Scanning of sawn lumber is required in order to assess the severity and location of knots, checks and other surface defects in each board passing through a mill. This information determines the grade of each board, and can be used to assess the desirability of trimming the board to increase its grade. Typically, a board is trimmed in two foot increments. The grader must assess whether and how much is to be trimmed from either end of a board, weighing the loss of lumber against the upgrading that can be achieved by removing a portion of the board that bears surface defects. The grade given each board is a function of grading rules determined by an appropriate governing body, and is determined by the presence of surface features such as knots, checks, and the like, their location in the board, e.g., adjacent an end or an edge of the board, and the size, density and general severity of the features.

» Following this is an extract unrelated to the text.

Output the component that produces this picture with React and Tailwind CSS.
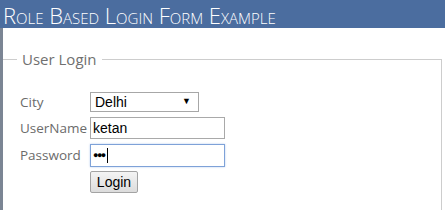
import React from 'react';

const labelCls = "w-[70px] text-[13.5px] text-[#6b6b6b] font-['Open_Sans',sans-serif]";

const App = () => {
  return (
    <div className="w-[445px] h-[210px] bg-white overflow-hidden">
      <div className="h-[28px] bg-[#4b6d9f] flex items-center pl-[3px]">
        <h1 className="text-white text-[22px] leading-none font-['Open_Sans',sans-serif] font-light [font-variant:small-caps] pt-[1px]">
          Role Based Login Form Example
        </h1>
      </div>

      <div className="h-[182px] border-l-[3px] border-[#7b8594] pt-[21px] pr-[3px]">
        <fieldset className="border border-l-0 border-[#cdcdcd] h-[200px] pt-[23px]">
          <legend className="ml-[14px] px-[5px] text-[15px] leading-[20px] text-[#707070] font-['Open_Sans',sans-serif]">
            User Login
          </legend>

          <div className="flex flex-col pl-[17px] font-['Liberation_Sans',Arial,sans-serif]">
            <div className="flex items-center h-[20px]">
              <span className={labelCls}>City</span>
              <div className="w-[109px] h-[20px] border border-[#a7a7a7] flex items-center justify-between pl-[4px] pr-[7px] text-[14px] text-black">
                <span>Delhi</span>
                <span className="text-[9px]">▼</span>
              </div>
            </div>

            <div className="flex items-center h-[22px] mt-[5px]">
              <span className={labelCls}>UserName</span>
              <div className="w-[135px] h-[22px] border border-[#a9a9a9] flex items-center pl-[2px] text-[14px] text-black">
                ketan
              </div>
            </div>

            <div className="flex items-center h-[23px] mt-[5px]">
              <span className={labelCls}>Password</span>
              <div className="w-[135px] h-[23px] border border-[#7ea2d8] shadow-[0_0_2px_#b9cdee] flex items-center pl-[2px] text-black">
                <span className="text-[9px] tracking-[-1.5px] leading-none">●●●</span>
                <span className="w-[1px] h-[15px] bg-black ml-[2px]"></span>
              </div>
            </div>

            <div className="flex mt-[4px] pl-[70px]">
              <button className="w-[48px] h-[22px] border border-[#a3a3a3] rounded-[2px] bg-gradient-to-b from-[#f4f4f4] to-[#dcdcdc] text-[14px] text-black leading-none">
                Login
              </button>
            </div>
          </div>
        </fieldset>
      </div>
    </div>
  );
};

export default App;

The grading of lumber is typically performed manually. A mill worker typically picks up one end of a board and scans it for surface features by gazing along its length. The worker estimates the amount that is required (or desirable) to be trimmed from each end of the board, and assesses the resulting lumber grade. A relatively high degree of error occurs in the manual scanning process, from the difficulty of gauging accurately the position of a defect when looking along the length of a board that may be up to 24 feet long, the typical maximum length board processed in a mill. In an attempt to minimize error, lumber graders generally overestimate the amount that is required to be trimmed, especially from the far end of the board, and a significant portion of the lumber is thus wasted. Automation of the grading task is desirable, both to economize on manpower and to minimize error in the scanning process.
It is known to employ optical scanning means for lumber processing for purposes other than grading and trimming. For example, U.S. Pat. No. 4,803,371 (Durland) discloses an optical scanner, intended to resolve the three-dimensional configuration of a rough sawn timber passing through the device, in order to assess the optimal cutting of the timber into finished or semi-finished boards. The device employs a plurality of light sources positioned to illuminate each board passing through the device, and a number of image detectors having overlapping fields of view, positioned above and below the board, adapted to resolv the three dimensional configuration of the board. The device may also be used to assess surface defects on the board. It has heretofore been difficult to achieve automatic scanning of lumber for grading and trimming purposes. It is necessary that all four longitudinal faces of each board be scanned, and this requires either the positioning of scanning devices above and below the level of the boards, or means for rotating each board. The former approach suffers the drawbacks of debris accumulation on the lower scanning devices, and obstruction of the lower scanning devices by the various beams and girders required to support the lumber. The latter approach, selected in the present invention, requires the provision of a simple, rapid and effective means to rotate each board in order to expose all four of its longitudinal faces, and this has not heretofore been achieved. An automatic scanner must achieve accurate, reliable results at the high speeds required in a modern mill. It is desirable to provide a modular system, whereby each scanning device independently scans a segment of the board, in order to allow for a variety of board lengths to be scanned, and to facilitate repairs to the device.